Wednesday, May 5, 2010

Words To Live By

A young painter who cannot liberate himself from the influence of past generations is digging his own grave.

---Henri Matisse

Picasso Sells at Record Auction Price




NEW YORK - A 1932 Pablo Picasso painting of his mistress has sold for $106.5 million, a world record price for any work of art at auction.
"Nude, Green Leaves and Bust," which had a pre-sale estimate of between $70 million and $90 million, was sold at Christie's auction house on Tuesday evening to an unidentified telephone bidder.
There were nine minutes of bidding involving eight clients in the sale room and on the phone, Christie's said. At $88 million, two bidders remained. The final bid was $95 million, but the buyer's premium took the sale price to $106.5 million.
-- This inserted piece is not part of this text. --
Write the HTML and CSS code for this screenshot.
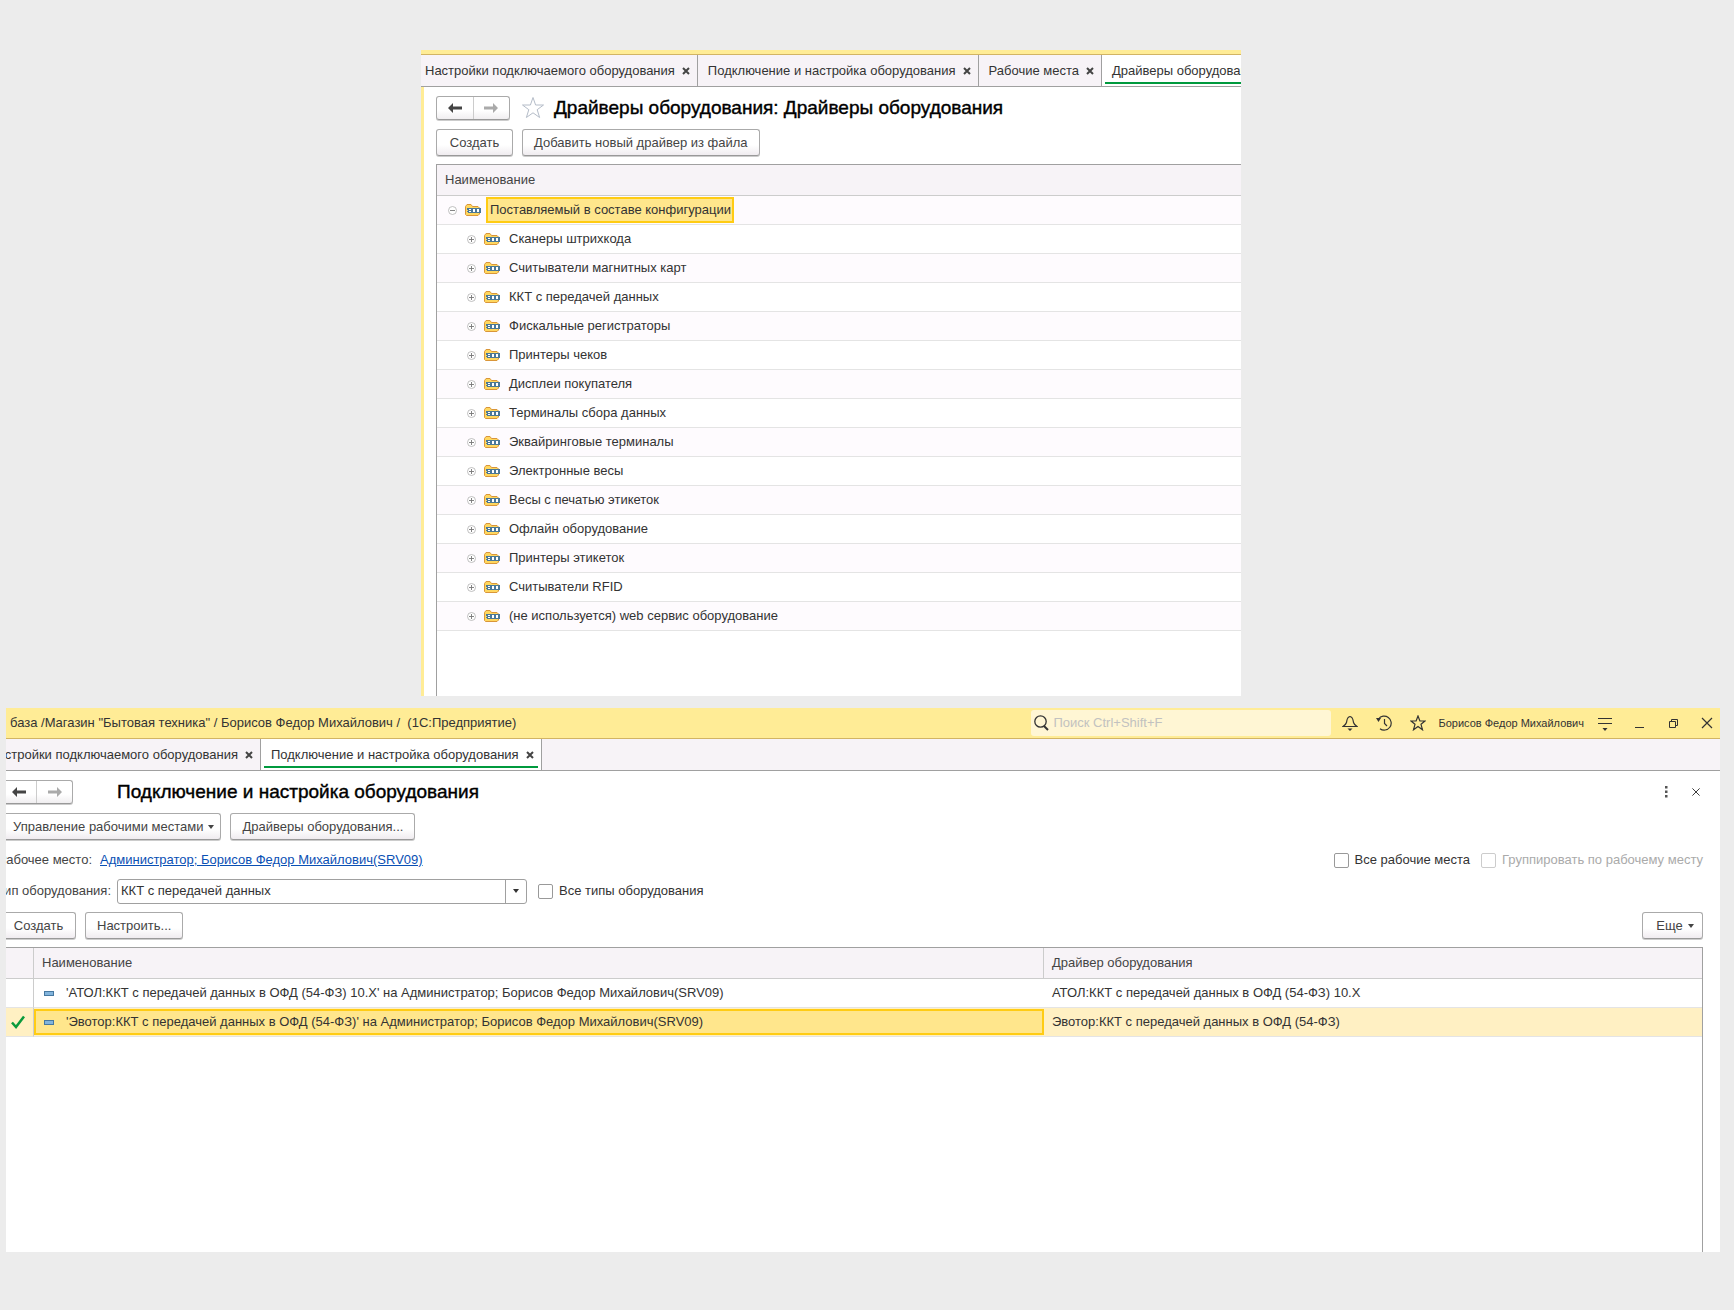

Conor Jordan, head of impressionist and modern art for Christie's New York, said he was "ecstatic with the results."
"Tonight's spectacular results showed the great confidence in the marketplace and the enthusiasm with which it welcomes top quality works," he said.
The striking work of Picasso's muse and mistress Marie-Therese Walter has been exhibited in the United States only once, in 1961 in Los Angeles to commemorate the 80th anniversary of Picasso's birth. The painting, which measures more than 5 feet by 4 feet, shows a reclining nude figure with an image of Picasso in the background looking over her.
The painting had belonged to the late California art patron Frances Lasker Brody, who bought it in the 1950s. It had been kept in her family since then.
Part of the sale proceeds will benefit the Huntington Library, Art Collections and Botanical Gardens in San Marino, Calif., where Brody was on the board.
The previous record for a work of art at auction was $104.3 million for "Walking Man I," a sculpture by Alberto Giacometti sold on Feb. 3 at Sotheby's in London. The previous high price for a Picasso work was $104.2 million for "Boy With a Pipe (The Young Apprentice)," attained in 2004 at Sotheby's New York.
On Wednesday, another rarely seen Picasso is slated to sell at Sotheby's auction house. "Woman in a Hat, Bust" is a 1965 work inspired by Jacqueline Roque, the last love of Picasso's life. It is estimated to sell for $8 million to $12 million.
The work hung for 50 years in the Manhattan apartment of Patricia Kennedy Lawford, a sister of former President John F. Kennedy. It's being sold by her estate.

By Ula Ilnytzky
The Associated Press.
http://today.msnbc.msn.com/id/36950780/ns/today-entertainment/?gt1=43001


NEW YORK — On Tuesday night, a painting dashed off by Picasso in just one day in 1964 became the most expensive work of art ever sold at auction as it rose to $106.5 million.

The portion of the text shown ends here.